# SHORT TASK
Take the line containing "Output the component" as the first line and the line containing "import * as React from 'react';" as the last, and output that span verbatim without any images.

# DATA SECTION

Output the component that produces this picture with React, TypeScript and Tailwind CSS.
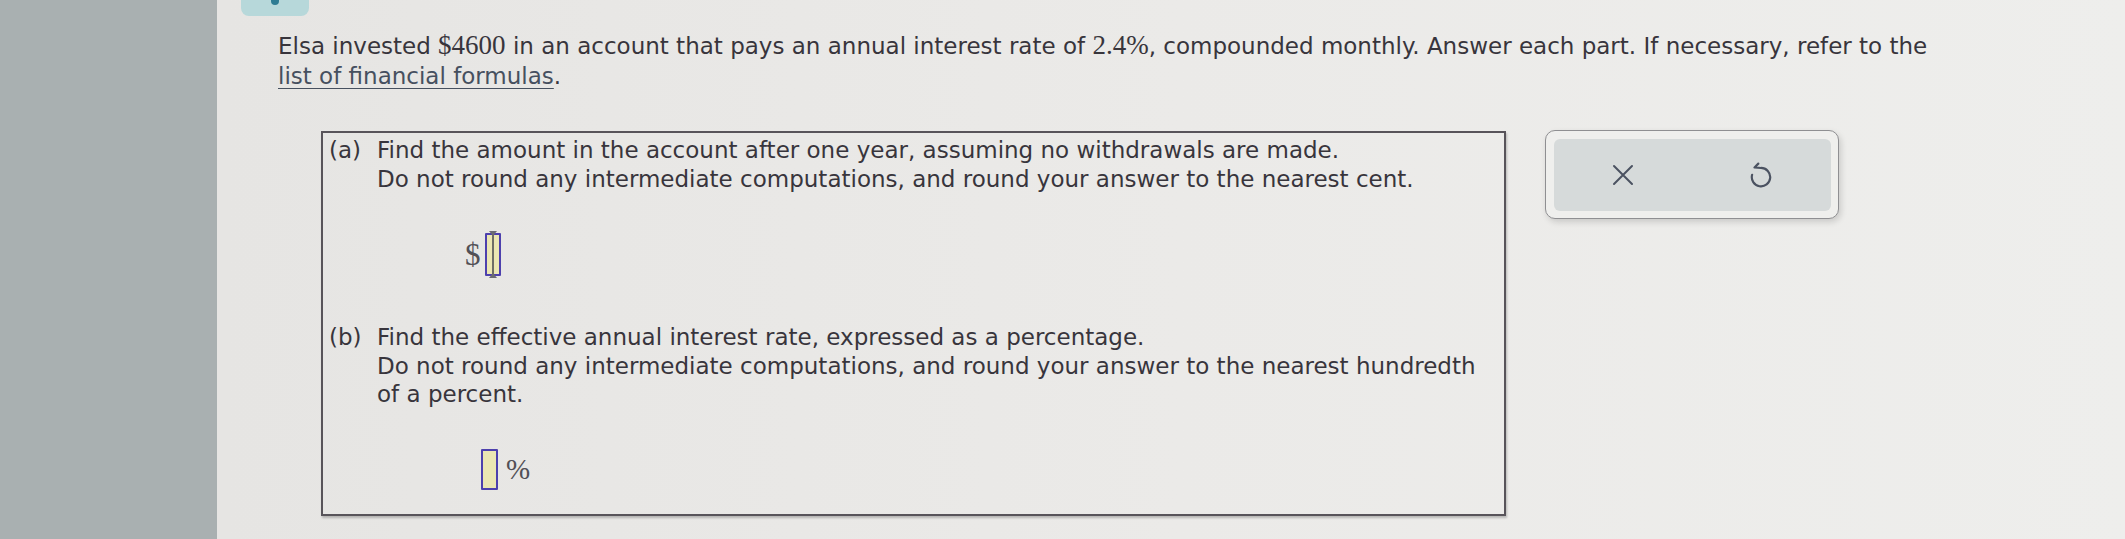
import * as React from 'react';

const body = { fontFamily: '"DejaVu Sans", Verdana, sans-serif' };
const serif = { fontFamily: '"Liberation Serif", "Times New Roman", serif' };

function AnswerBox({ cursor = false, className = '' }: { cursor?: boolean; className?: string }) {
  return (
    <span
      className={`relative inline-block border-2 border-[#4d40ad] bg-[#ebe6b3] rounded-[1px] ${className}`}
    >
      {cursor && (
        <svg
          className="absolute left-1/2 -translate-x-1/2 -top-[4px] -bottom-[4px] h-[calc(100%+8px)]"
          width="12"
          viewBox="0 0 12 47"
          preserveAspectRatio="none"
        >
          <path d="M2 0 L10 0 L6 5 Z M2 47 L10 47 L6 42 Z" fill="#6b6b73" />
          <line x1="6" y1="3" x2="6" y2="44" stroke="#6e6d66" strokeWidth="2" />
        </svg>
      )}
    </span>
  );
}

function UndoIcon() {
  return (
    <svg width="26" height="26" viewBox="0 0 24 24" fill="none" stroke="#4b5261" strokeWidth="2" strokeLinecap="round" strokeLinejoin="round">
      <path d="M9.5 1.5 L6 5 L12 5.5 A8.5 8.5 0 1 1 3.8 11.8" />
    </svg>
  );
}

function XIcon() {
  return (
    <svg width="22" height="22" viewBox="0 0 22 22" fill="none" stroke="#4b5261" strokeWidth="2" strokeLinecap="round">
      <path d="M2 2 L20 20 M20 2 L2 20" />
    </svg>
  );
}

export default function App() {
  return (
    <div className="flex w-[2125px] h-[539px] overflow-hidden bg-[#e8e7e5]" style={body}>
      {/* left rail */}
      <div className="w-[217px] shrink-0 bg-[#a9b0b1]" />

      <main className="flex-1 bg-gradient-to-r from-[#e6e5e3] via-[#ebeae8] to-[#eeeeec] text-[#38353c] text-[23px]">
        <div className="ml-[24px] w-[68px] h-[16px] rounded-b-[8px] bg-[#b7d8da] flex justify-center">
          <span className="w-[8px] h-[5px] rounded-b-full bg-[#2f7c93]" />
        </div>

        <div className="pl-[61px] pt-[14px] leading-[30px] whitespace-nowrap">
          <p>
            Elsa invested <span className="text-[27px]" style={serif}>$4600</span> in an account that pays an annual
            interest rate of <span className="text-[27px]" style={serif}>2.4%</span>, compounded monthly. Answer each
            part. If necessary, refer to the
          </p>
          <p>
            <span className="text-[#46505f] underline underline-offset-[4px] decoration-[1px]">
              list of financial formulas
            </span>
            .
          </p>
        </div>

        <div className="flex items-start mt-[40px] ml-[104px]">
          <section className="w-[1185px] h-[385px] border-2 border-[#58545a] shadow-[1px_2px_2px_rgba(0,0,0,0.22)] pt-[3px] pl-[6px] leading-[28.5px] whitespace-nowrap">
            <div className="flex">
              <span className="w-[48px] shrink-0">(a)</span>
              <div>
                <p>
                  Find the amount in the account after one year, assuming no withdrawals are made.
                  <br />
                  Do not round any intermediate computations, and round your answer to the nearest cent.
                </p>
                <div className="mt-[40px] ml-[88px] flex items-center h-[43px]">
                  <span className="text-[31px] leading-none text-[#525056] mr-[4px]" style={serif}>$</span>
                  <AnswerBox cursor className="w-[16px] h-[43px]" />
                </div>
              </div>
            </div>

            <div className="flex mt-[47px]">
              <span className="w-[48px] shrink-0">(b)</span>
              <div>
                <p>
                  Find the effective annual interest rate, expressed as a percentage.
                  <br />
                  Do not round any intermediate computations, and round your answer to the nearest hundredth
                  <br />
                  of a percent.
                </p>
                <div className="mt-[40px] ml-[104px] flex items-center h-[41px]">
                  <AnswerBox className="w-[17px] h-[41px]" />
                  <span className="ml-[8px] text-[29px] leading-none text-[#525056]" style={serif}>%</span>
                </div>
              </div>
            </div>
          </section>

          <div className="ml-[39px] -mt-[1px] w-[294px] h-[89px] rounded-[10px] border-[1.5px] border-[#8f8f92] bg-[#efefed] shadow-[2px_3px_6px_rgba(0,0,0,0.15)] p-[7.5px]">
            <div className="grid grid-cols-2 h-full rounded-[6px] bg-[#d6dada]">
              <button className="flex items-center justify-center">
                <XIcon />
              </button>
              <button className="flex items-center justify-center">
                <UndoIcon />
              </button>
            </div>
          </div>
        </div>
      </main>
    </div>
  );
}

==

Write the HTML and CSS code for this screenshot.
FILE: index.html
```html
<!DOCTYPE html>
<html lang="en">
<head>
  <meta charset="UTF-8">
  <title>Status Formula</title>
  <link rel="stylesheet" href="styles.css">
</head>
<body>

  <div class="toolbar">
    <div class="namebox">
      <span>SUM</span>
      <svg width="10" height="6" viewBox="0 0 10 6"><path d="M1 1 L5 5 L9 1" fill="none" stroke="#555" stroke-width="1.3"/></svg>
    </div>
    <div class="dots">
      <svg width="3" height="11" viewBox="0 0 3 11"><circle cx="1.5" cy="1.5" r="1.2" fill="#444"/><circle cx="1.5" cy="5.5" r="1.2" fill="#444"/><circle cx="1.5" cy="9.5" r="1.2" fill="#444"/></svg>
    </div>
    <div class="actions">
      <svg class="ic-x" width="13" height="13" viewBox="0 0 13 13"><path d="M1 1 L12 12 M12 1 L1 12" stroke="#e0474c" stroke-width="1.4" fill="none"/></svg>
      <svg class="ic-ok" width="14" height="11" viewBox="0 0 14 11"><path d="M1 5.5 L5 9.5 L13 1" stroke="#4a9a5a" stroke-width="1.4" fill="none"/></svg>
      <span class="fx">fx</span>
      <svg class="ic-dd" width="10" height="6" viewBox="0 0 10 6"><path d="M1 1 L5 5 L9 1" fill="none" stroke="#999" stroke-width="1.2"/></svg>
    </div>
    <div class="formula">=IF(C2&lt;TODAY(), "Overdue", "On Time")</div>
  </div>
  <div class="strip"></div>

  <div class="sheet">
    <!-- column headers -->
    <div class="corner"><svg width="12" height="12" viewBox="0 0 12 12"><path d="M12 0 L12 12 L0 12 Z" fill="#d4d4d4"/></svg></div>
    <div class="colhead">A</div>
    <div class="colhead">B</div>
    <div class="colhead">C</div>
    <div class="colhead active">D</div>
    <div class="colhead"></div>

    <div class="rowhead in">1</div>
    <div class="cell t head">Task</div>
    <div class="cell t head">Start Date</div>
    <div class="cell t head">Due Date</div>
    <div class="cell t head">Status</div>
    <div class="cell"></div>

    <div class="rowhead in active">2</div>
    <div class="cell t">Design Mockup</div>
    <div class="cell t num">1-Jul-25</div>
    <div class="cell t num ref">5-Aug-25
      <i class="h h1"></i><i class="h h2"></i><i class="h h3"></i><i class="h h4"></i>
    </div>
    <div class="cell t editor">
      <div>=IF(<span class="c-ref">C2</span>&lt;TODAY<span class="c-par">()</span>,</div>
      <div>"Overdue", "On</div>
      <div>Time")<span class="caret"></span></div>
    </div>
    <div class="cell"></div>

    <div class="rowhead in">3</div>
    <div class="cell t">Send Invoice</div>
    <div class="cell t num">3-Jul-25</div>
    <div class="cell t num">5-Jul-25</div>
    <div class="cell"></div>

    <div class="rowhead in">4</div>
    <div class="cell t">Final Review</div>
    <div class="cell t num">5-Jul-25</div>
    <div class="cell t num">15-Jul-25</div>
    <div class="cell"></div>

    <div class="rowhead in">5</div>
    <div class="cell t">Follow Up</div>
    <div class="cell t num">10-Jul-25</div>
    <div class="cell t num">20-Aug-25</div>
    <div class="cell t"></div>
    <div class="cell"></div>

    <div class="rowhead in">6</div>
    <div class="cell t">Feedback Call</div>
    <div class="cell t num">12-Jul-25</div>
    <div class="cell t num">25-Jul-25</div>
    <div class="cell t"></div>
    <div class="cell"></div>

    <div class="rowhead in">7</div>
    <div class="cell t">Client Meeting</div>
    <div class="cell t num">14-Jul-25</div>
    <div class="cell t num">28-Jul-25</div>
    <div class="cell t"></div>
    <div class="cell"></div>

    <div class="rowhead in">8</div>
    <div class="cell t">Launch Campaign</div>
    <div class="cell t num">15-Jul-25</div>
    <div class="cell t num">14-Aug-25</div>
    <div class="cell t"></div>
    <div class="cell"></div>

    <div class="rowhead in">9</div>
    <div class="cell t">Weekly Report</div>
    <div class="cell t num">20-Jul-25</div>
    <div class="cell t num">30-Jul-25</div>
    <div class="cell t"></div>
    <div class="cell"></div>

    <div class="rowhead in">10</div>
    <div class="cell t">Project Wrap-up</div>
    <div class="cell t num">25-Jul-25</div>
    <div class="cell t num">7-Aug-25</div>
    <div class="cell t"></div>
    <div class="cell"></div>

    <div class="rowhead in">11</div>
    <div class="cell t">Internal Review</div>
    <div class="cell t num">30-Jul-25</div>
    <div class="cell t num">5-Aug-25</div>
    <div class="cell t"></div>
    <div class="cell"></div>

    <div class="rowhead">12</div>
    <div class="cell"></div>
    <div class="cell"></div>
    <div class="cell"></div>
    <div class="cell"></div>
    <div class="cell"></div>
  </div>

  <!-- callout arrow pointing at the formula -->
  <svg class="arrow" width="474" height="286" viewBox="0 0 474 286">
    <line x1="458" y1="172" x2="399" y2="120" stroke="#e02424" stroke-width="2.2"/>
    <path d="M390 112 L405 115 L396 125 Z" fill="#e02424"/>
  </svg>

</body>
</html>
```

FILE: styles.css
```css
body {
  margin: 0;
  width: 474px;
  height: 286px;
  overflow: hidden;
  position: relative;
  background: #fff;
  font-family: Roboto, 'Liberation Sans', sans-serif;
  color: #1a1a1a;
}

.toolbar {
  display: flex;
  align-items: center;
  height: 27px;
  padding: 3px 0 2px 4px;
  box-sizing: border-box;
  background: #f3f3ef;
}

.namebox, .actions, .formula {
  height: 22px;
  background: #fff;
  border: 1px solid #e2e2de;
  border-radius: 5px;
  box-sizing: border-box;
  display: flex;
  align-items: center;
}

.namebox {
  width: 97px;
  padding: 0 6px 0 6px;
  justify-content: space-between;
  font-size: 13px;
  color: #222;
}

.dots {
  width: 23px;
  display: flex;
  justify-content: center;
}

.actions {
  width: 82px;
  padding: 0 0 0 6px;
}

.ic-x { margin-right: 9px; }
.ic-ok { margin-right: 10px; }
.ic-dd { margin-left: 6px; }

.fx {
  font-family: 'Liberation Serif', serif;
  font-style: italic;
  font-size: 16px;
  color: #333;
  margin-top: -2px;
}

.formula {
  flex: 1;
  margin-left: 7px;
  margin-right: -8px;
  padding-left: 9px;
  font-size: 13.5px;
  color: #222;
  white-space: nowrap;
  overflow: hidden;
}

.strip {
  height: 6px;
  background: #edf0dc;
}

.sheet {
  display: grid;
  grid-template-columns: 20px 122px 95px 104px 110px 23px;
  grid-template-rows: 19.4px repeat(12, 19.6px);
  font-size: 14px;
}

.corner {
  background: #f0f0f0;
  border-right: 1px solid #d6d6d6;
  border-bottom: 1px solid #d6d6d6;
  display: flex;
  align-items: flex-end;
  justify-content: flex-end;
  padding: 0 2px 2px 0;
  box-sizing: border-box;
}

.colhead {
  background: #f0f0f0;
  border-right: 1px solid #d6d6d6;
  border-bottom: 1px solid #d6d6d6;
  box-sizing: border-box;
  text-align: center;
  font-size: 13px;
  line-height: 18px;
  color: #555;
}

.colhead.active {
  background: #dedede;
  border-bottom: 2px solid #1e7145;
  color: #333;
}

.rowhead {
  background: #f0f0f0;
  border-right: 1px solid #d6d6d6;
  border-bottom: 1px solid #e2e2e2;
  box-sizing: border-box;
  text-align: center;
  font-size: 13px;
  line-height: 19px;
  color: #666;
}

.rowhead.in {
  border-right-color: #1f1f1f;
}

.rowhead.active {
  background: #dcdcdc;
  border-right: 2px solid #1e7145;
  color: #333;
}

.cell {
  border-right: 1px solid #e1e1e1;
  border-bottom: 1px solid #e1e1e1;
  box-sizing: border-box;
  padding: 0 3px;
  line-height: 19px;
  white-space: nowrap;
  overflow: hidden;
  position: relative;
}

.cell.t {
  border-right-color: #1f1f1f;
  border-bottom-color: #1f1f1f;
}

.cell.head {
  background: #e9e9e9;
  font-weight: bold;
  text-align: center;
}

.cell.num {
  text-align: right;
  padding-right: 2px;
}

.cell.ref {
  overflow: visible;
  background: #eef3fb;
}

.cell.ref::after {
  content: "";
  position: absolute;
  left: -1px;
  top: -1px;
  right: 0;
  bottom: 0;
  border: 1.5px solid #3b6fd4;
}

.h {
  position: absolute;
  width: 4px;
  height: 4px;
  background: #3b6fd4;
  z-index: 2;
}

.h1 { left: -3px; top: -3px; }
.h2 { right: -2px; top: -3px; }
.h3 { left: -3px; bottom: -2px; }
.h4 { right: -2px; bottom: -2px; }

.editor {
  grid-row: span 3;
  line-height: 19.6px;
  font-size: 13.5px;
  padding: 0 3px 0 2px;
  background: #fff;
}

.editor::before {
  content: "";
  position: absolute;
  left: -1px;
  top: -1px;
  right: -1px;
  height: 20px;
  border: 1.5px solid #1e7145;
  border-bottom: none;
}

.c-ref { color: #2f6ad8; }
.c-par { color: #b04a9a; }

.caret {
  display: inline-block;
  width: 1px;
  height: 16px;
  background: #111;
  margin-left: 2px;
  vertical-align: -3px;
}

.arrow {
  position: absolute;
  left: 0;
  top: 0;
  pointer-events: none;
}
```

# WRITTEN REPLY
Output the component that produces this picture with React, TypeScript and Tailwind CSS.
import * as React from 'react';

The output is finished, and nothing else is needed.